2.5 Some of these provisions replace previous legislation, and other provisions have been amended over time to expand their protection to further groups. A timeline of these developments is set out below. Repealed provisions are shown in italics.
1965: Race Relations Act 1965 section 6: incitement to racial hatred.
197 6: Race Relations Act 1976 section 70, inserting new section 5A into Public Order Act 1936: incitement to racial hatred.
1986: Public Order Act 1986, sections 18 and following: stirring up racial hatred.
1998: Crime and Disorder Act 1998: racially aggravated forms of certain offences (assault, criminal damage, public order, harassment); enhanced sentences for racial hostility.
2001: Anti-terrorism, Crime and Security Act 2001: amended Crime and Disorder Act 1998 to include religiously aggravated forms and enhanced sentences for religious hostility.
2003: Criminal Justice Act 2003 sections 145 to 146: enhanced sentences for racial or religious hostility (replacing existing provisions), disability or sexual orientation (new); enhancement when setting minimum custodial term for murder motivated by or the offender demonstrating hostility on the basis of race, religion or sexual orientation.
2006: Racial and Religious Hatred Act 2006: amended Public Order Act 1986 to include stirring up religious hatred.
2008: Criminal Justice and Immigration Act 2008: further amended Public Order Act 1986 to include stirring up hatred on ground of sexual orientation.

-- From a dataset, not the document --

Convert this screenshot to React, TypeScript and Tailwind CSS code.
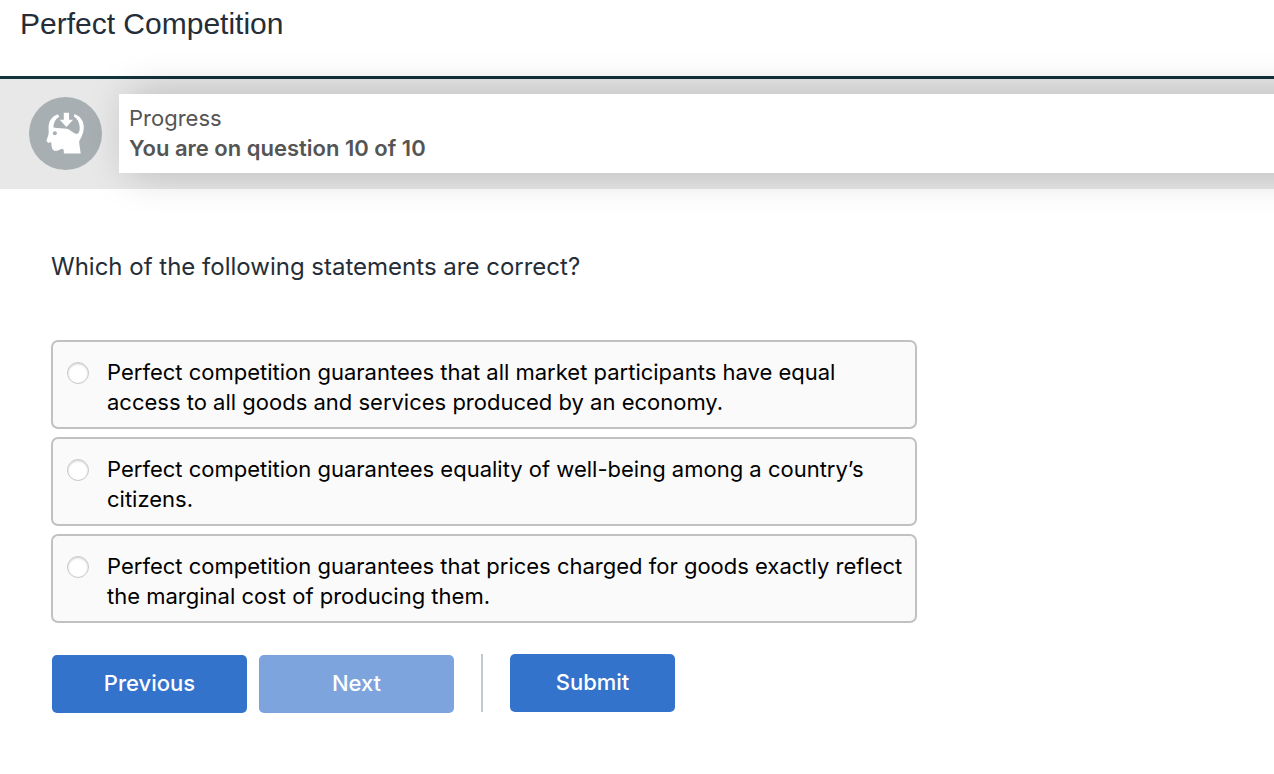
import { useState } from "react";

const answers = [
  "Perfect competition guarantees that all market participants have equal access to all goods and services produced by an economy.",
  "Perfect competition guarantees equality of well-being among a country’s citizens.",
  "Perfect competition guarantees that prices charged for goods exactly reflect the marginal cost of producing them.",
];

function QuizIcon() {
  return (
    <svg viewBox="0 0 72 72" className="mt-[3px] size-[73px] shrink-0" aria-hidden="true">
      <circle cx="36" cy="36" r="36" fill="#a7afb2" />
      <path
        fill="#fff"
        d="M28.500 17C22.500 19 19.300 24 19.300 30c0 2.500.3 4.500 0 6.500-.5 2.500-1.900 5-2 7.200 0 .9 1.200 1.100 4.600 1.100.3 2.400.2 5.400 1.600 7 1.500 1.600 3.700 1.300 5.700.6 1.800-.6 3.600-1.400 4.600-.9.6.4.500 2.300.6 4.200h16.600c-.4-3.900-1.500-8-1.500-12 1.500-3.500 4.500-7 4.500-14.200 0-6-3.500-10.700-9.200-12.700l-.6 2.500c3.300 2.200 5.300 5.500 5.700 9.300.4 4-.3 7.800-3 7.800-2.600-.2-5.600-3.600-9.600-5-3.800-1.100-8.600-.2-13.200-1.400.2-4.400 1.600-8.300 5.800-10.500z"
      />
      <path fill="#fff" d="M34.300 15.500h5.200v7h4l-6.600 7.200-6.600-7.200h4z" />
      <circle cx="25.500" cy="35.700" r="2" fill="#a7afb2" />
    </svg>
  );
}

const buttonClass =
  "h-[58px] rounded-[5px] pb-[2px] text-[22px] leading-[30px] font-medium text-white";

export default function App() {
  const [selected, setSelected] = useState<number | null>(null);

  return (
    <div className="min-h-screen overflow-x-clip bg-white font-[Inter,Arial,sans-serif]">
      <header className="border-b-3 border-[#12343b] px-5 pt-1 pb-8">
        <h1 className="font-['Liberation_Sans',Arial,sans-serif] text-[30px] leading-10 text-[#252d38]">
          Perfect Competition
        </h1>
      </header>

      <section className="flex items-start gap-[17px] bg-[#e8e8e8] pt-[15px] pb-4 pl-[29px]">
        <QuizIcon />
        <div className="-mr-16 flex-1 bg-white px-[10px] pt-[9px] pb-[10px] text-[22px] leading-[30px] text-[#555] shadow-[10px_0_40px_rgba(0,0,0,0.22)]">
          <p>Progress</p>
          <p className="font-semibold">You are on question 10 of 10</p>
        </div>
      </section>

      <main className="max-w-[917px] pt-[62px] pl-[51px]">
        <form onSubmit={(event) => event.preventDefault()}>
          <fieldset>
            <legend className="mb-[57px] text-2xl leading-8 text-[#252d38]">
              Which of the following statements are correct?
            </legend>
            <div className="flex flex-col gap-2">
              {answers.map((answer, index) => (
                <label
                  key={answer}
                  className="flex items-start gap-[18px] rounded-[7px] border-2 border-[#c1c1c1] bg-[#fafafa] pt-[15px] pr-2 pb-[10px] pl-[14px] text-[22px] leading-[30px] text-black"
                >
                  <input
                    type="radio"
                    name="answer"
                    checked={selected === index}
                    onChange={() => setSelected(index)}
                    className="mt-[5px] size-[22px] shrink-0 appearance-none rounded-full border border-[#c8c8c8] bg-white shadow-[inset_0_1px_2px_rgba(0,0,0,0.2)] checked:border-[6px] checked:border-[#3373cc]"
                  />
                  <span>{answer}</span>
                </label>
              ))}
            </div>
          </fieldset>

          <div className="flex items-start pt-[31px] pb-14 pl-px">
            <div className="mt-px flex gap-3">
              <button type="button" className={`${buttonClass} w-[195px] bg-[#3373cc]`}>
                Previous
              </button>
              <button type="button" disabled className={`${buttonClass} w-[195px] bg-[#7da4dd]`}>
                Next
              </button>
            </div>
            <div className="ml-[27px] h-[58px] w-[2px] bg-[#bccad3]" />
            <button type="submit" className={`${buttonClass} ml-[27px] w-[165px] bg-[#3373cc]`}>
              Submit
            </button>
          </div>
        </form>
      </main>
    </div>
  );
}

2012: Legal Aid, Sentencing and Punishment of Offenders Act 2012: amended Criminal Justice Act 2003 to include enhanced sentences for offences motivated by or the offender demonstrating hostility towards the victim being transgender, and when setting the minimum term for murder motivated by or the offender demonstrating hostility on the basis of disability or transgender identity.
2020: Sentencing Act 2020, which contains the Sentencing Code: repealed and replaced the enhanced sentencing provisions contained in the Criminal Justice Act 2003.
2.6 We consider each of these provisions in greater detail in the following sections. We then consider recent developments in Scotland, Northern Ireland and Ireland to provide further context for the reforms under consideration later in this report,
2.7 Any offence may be “aggravated” in the sense that there may be factors that increase an offender’s culpability or lead to a more severe penalty. However, in this report we use the term “aggravated offences” to refer to the aggravated forms of assault, criminal damage, public order offences and harassment offences created by the CDA 1998. These offences can be aggravated by either racial or religious hostility and they have higher maximum penalties than the base offences to which they relate (see table at paragraph 2.37).
2.8 The racially aggravated offences were introduced in the CDA 1998, whilst religious aggravation was added by the Anti-terrorism, Crime and Security Act 2001.
2.9 The Labour Party’s 1997 manifesto had included commitments to “create a new offence of racial harassment and a new crime of racially motivated violence to protect ethnic minorities from intimidation”. 22Accordingly, the Crime and Disorder Bill included a suite of new racially aggravated offences covering assaults, harassment, criminal damage and public order offences. These are detailed further in Chapter 8.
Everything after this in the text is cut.